**Work instructions**
Sift the listing for lines that hold the string "components" and pull them out.

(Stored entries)
****************

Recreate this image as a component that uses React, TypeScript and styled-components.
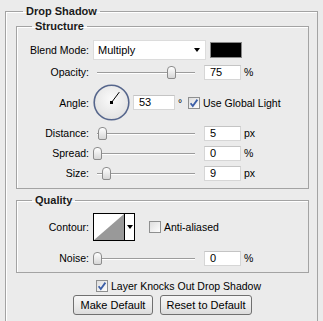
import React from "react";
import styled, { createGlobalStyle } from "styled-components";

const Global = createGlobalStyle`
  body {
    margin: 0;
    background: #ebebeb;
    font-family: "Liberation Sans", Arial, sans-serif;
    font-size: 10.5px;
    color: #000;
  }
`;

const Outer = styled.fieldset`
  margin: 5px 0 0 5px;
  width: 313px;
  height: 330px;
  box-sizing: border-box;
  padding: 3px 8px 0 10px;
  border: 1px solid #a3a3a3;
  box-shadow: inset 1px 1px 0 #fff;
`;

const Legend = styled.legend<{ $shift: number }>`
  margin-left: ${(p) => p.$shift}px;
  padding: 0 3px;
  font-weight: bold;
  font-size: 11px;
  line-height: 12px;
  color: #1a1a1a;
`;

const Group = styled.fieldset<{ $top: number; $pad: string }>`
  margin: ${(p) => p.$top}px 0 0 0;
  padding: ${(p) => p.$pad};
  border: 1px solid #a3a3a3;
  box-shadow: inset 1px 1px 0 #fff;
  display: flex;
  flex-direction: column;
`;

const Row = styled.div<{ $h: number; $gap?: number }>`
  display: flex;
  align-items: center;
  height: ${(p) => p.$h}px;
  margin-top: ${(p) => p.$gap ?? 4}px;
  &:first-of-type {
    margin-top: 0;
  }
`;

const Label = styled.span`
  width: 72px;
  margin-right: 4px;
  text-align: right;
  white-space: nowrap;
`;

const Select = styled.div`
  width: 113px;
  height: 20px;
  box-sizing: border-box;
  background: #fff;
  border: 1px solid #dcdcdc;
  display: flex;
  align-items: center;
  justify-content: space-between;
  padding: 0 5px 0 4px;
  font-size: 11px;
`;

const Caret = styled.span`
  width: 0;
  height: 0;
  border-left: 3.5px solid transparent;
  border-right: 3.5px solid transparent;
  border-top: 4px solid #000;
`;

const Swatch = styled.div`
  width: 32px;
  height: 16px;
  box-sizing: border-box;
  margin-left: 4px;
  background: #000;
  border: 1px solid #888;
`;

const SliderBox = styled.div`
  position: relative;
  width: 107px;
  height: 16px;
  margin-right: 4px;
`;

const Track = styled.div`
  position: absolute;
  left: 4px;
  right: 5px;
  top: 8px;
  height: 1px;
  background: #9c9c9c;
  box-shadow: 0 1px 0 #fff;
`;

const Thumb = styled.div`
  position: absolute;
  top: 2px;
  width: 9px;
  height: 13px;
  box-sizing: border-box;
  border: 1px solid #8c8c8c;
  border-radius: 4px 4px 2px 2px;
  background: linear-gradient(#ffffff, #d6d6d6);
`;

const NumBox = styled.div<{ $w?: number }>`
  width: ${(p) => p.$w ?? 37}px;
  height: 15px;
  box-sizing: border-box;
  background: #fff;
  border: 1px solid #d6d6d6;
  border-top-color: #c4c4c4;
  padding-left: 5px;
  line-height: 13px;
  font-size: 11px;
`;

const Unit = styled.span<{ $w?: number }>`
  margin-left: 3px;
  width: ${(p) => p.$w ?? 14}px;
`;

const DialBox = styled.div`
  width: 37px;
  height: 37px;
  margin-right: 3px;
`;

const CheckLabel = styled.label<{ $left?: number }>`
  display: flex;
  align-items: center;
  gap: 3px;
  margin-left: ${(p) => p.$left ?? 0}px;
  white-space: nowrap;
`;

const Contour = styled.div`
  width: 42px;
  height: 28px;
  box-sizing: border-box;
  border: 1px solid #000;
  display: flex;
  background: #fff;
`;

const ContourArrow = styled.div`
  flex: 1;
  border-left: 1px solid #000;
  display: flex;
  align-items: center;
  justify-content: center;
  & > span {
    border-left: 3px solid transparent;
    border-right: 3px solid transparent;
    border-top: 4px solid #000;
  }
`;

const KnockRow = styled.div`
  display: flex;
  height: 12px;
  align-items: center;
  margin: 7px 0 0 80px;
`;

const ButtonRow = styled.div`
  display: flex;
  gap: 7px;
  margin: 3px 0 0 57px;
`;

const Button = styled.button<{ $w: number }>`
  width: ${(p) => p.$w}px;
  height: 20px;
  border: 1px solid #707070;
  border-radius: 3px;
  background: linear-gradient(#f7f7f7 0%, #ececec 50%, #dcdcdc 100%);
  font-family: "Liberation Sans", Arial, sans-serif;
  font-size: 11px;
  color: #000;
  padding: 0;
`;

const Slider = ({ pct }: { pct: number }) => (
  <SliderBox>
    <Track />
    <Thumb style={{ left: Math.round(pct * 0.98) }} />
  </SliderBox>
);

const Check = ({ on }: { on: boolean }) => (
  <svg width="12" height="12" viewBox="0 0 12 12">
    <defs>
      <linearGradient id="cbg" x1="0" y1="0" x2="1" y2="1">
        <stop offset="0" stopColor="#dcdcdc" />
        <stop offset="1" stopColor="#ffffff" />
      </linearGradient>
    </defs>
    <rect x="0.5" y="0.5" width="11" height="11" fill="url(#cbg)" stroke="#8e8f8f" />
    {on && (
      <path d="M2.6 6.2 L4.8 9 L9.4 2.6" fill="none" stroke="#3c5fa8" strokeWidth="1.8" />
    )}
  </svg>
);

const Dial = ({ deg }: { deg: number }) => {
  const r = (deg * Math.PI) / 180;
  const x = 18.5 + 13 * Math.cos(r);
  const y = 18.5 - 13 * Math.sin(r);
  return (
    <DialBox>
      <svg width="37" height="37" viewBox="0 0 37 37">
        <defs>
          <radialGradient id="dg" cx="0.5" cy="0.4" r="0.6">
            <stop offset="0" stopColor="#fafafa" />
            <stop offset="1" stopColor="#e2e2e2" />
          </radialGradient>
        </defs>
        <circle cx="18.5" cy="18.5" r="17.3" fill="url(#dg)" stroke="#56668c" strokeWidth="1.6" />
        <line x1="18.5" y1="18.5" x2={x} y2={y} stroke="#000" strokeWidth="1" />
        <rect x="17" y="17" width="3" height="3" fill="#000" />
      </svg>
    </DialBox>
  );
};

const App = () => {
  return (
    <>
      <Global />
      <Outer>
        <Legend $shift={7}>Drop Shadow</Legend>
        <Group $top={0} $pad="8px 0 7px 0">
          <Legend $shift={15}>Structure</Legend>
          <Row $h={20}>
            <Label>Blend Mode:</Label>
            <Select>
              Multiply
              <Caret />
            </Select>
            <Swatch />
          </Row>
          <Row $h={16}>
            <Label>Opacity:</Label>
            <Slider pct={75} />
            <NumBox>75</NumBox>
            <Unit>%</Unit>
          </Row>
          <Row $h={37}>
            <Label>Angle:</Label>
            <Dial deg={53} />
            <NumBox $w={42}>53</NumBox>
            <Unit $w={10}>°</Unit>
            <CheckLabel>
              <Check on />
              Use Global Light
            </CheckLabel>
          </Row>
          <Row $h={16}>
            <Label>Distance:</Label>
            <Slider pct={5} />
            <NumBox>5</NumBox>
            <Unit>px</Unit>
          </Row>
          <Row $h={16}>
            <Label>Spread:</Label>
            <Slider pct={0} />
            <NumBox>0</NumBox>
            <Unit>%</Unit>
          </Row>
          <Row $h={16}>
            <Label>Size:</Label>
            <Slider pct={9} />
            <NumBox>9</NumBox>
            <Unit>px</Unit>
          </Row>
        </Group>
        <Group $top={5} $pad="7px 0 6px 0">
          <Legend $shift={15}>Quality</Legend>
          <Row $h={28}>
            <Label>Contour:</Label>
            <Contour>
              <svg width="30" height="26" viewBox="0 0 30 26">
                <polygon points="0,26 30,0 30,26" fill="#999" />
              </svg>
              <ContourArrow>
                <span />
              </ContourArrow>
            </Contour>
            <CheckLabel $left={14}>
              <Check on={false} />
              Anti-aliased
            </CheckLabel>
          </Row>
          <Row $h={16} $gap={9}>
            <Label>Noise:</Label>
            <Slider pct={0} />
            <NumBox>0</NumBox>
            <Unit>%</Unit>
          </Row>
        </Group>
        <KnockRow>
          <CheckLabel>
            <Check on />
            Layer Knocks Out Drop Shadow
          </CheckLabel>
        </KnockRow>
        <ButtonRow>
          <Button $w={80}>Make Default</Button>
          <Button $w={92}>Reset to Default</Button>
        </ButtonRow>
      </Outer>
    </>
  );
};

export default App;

****************

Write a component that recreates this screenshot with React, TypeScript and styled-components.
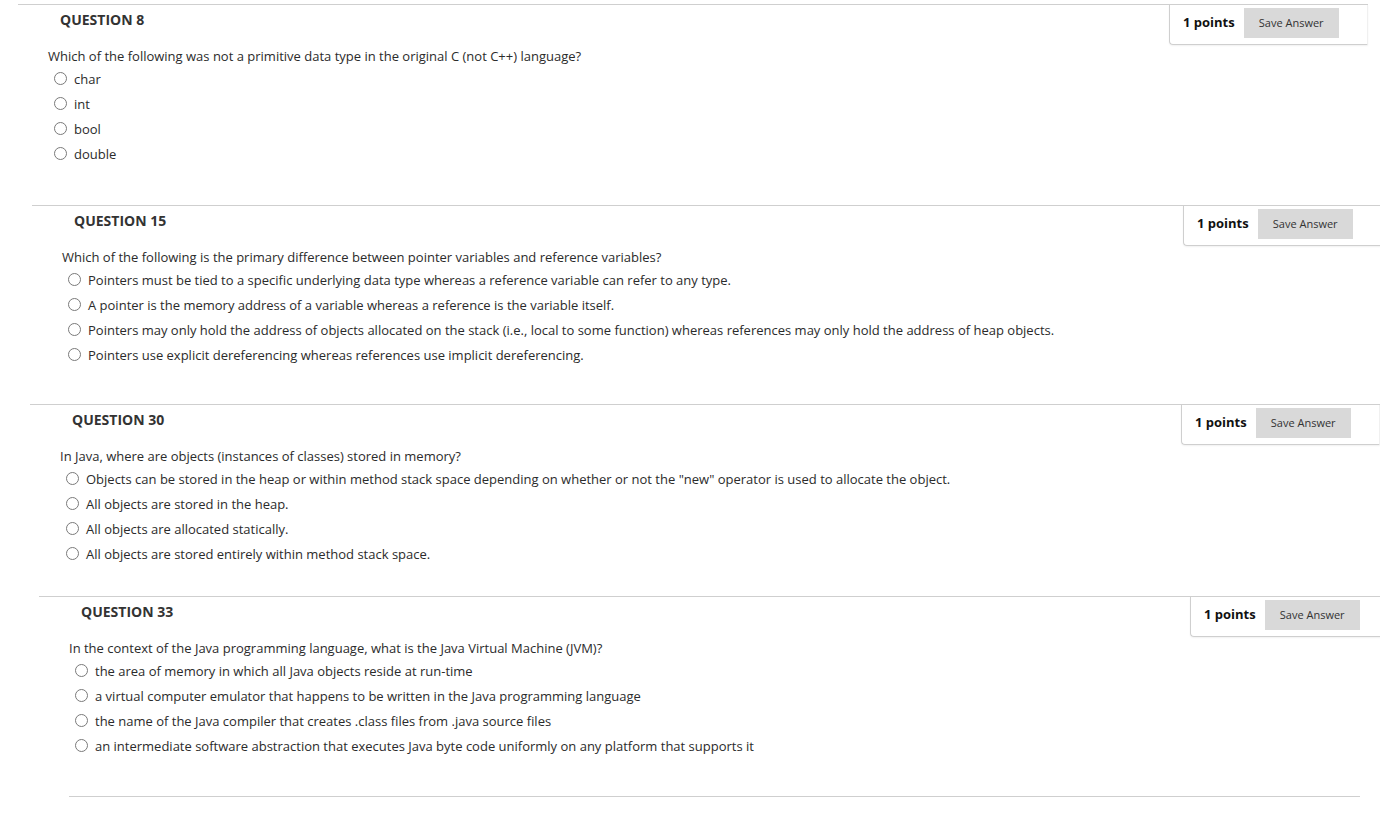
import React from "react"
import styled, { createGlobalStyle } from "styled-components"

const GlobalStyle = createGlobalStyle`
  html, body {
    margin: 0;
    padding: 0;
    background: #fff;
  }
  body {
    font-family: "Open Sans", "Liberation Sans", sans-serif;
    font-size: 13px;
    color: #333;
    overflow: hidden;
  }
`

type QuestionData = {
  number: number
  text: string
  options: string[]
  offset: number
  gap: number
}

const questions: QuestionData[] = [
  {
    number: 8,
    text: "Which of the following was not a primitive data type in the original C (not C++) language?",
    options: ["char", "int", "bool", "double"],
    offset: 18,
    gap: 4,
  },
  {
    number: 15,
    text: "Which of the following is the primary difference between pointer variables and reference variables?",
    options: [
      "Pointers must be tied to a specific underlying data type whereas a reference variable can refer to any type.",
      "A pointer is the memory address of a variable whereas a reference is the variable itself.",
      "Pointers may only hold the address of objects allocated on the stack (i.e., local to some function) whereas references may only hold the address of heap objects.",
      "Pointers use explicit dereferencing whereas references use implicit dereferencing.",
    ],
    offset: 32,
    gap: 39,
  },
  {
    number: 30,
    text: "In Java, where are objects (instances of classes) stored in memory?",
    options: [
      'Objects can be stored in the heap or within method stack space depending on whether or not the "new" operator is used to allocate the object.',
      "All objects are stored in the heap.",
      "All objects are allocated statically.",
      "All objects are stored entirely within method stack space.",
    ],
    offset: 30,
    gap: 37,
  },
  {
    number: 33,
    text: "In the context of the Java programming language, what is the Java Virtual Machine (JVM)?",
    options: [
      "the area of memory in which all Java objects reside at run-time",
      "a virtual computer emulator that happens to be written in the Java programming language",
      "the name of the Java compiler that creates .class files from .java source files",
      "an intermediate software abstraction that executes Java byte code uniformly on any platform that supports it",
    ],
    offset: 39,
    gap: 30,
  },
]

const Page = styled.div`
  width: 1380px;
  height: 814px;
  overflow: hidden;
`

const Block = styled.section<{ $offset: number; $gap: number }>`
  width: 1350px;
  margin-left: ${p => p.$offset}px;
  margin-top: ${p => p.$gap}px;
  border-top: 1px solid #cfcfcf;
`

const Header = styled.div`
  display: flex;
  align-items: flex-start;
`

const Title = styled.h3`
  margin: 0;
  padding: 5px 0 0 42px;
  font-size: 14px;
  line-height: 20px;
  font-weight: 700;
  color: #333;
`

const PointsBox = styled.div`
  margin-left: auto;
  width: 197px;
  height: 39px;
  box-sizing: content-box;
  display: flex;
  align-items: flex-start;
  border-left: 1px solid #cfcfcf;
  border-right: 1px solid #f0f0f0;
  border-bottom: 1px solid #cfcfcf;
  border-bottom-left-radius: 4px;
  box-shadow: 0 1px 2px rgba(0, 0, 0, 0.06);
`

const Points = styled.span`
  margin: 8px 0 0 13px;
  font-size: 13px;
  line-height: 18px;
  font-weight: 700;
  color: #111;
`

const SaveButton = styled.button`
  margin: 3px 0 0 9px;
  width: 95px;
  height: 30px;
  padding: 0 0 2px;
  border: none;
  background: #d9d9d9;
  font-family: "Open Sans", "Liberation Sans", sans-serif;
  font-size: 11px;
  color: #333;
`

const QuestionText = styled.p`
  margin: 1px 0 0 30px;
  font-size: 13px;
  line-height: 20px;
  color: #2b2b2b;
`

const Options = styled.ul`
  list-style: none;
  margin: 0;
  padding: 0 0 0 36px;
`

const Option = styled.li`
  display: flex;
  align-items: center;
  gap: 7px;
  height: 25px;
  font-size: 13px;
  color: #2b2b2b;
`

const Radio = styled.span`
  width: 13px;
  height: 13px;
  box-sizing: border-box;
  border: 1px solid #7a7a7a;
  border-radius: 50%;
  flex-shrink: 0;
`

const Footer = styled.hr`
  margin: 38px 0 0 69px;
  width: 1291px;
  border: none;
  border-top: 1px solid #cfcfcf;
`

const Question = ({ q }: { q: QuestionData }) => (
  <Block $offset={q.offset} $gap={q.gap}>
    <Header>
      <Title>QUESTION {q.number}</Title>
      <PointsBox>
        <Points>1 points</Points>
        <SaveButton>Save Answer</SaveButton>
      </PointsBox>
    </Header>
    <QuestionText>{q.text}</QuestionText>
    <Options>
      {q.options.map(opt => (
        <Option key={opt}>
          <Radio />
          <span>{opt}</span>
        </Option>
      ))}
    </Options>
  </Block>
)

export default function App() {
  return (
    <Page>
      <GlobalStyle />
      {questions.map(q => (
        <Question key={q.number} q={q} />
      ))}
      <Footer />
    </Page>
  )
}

****************

**Reply**
Recreate this image as a component that uses React, TypeScript and styled-components.
import styled, { createGlobalStyle } from "styled-components";
Write a component that recreates this screenshot with React, TypeScript and styled-components.
import styled, { createGlobalStyle } from "styled-components"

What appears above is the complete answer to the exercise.